Show, in full, each line of the data that contains "this".

▸ **PROVIDED DATA**
..........

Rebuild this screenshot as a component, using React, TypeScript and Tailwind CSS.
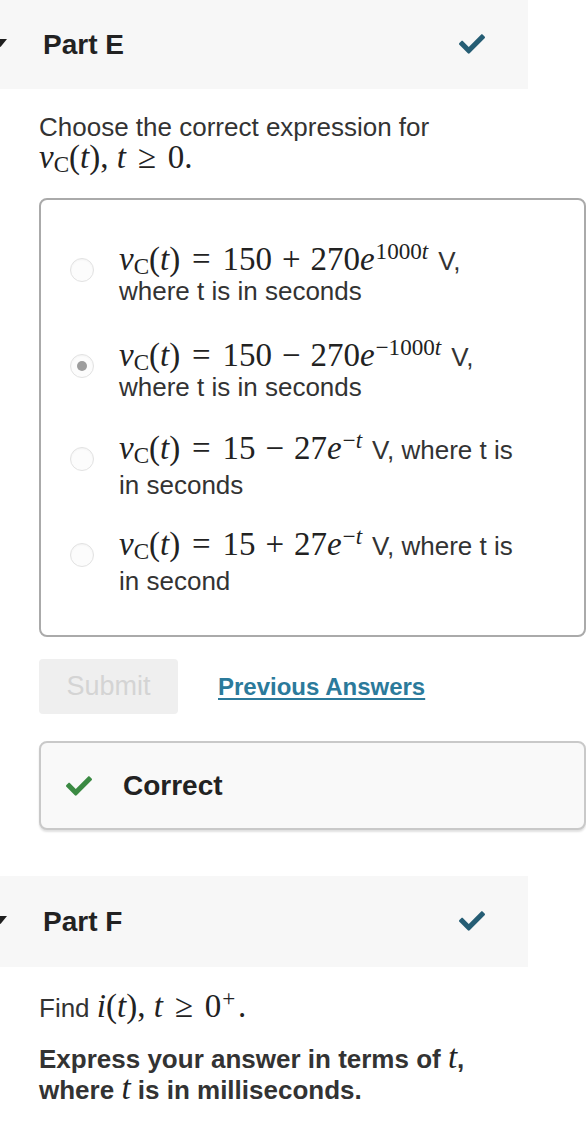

..........

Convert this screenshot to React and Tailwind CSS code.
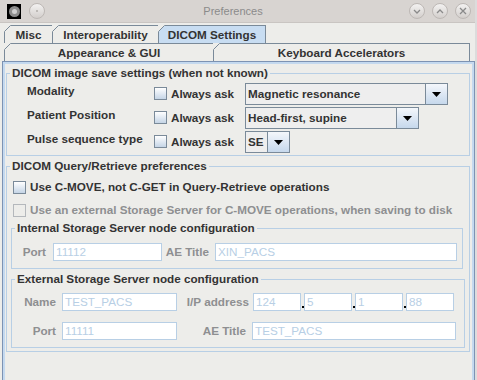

..........

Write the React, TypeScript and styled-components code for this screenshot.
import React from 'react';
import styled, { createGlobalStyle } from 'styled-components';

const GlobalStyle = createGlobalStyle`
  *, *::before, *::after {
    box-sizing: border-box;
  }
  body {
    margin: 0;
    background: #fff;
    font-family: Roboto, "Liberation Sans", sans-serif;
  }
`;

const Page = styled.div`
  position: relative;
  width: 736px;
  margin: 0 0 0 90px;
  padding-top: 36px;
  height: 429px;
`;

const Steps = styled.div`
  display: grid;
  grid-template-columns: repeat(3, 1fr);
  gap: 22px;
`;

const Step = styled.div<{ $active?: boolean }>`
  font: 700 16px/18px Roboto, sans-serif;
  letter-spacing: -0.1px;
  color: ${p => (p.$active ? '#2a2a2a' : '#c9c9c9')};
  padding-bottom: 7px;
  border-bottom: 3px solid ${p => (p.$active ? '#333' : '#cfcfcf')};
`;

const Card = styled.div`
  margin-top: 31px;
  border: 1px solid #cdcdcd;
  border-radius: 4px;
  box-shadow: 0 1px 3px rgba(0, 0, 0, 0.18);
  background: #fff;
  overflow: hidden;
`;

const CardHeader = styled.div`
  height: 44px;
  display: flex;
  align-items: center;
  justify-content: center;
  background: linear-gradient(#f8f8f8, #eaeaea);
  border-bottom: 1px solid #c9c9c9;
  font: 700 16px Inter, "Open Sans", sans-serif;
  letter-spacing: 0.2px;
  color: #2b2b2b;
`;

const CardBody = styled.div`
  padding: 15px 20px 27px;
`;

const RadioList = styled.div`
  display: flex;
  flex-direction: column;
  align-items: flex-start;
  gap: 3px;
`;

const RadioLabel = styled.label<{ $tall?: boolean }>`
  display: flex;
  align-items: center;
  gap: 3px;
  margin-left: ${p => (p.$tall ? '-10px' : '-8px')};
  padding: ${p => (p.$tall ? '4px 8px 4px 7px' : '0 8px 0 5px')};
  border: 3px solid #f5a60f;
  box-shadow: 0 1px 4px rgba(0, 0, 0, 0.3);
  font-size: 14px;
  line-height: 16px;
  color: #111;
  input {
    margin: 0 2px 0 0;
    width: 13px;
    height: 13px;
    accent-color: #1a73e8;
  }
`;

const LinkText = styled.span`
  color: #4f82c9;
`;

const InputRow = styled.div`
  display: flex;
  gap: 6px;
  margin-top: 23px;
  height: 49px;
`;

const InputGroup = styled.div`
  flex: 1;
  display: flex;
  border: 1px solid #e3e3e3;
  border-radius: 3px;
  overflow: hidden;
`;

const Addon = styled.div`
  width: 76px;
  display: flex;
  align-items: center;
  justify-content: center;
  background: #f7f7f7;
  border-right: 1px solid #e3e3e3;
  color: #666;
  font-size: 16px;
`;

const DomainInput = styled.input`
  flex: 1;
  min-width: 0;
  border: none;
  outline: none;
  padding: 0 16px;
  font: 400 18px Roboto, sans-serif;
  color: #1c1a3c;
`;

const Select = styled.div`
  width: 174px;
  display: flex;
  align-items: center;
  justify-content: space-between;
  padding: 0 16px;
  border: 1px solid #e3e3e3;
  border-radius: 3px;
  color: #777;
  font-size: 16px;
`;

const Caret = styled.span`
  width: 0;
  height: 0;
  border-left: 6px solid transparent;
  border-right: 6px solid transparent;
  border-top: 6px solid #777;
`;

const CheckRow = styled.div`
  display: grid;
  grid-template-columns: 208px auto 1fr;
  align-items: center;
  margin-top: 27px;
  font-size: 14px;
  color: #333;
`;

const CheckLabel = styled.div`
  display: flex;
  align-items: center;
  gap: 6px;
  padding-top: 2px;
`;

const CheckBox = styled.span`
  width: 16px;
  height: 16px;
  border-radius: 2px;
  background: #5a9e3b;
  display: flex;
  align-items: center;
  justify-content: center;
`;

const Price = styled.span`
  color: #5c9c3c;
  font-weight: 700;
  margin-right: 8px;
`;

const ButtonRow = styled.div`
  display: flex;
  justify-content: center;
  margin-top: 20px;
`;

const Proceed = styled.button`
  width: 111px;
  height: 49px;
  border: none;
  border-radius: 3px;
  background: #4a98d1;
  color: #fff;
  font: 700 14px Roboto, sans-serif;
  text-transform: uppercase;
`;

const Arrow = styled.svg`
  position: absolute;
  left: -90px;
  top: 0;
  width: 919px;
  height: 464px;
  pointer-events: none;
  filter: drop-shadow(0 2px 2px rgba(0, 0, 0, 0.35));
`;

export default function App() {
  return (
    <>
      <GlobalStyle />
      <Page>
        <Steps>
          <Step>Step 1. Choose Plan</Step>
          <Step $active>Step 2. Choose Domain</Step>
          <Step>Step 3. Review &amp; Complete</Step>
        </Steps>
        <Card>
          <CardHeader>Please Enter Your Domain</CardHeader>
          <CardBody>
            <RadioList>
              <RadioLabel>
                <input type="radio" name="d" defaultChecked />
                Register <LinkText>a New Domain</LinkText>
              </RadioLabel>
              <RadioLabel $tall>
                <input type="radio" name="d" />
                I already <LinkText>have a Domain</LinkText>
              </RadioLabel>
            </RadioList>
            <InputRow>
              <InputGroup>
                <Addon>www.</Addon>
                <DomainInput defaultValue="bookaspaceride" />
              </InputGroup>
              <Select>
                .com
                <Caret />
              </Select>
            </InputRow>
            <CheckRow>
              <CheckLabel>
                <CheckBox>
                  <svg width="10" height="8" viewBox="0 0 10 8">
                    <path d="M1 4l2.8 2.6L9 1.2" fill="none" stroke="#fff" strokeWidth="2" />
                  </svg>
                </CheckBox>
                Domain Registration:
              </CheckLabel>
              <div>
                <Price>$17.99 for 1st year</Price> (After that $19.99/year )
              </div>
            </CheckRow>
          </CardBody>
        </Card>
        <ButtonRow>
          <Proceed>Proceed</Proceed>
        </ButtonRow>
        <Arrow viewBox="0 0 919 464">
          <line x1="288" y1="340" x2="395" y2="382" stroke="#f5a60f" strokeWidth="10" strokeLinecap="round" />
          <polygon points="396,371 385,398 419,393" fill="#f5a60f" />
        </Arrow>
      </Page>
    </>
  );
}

..........

▸ **CORRECT OUTPUT**
Rebuild this screenshot as a component, using React, TypeScript and Tailwind CSS.
Convert this screenshot to React and Tailwind CSS code.
Write the React, TypeScript and styled-components code for this screenshot.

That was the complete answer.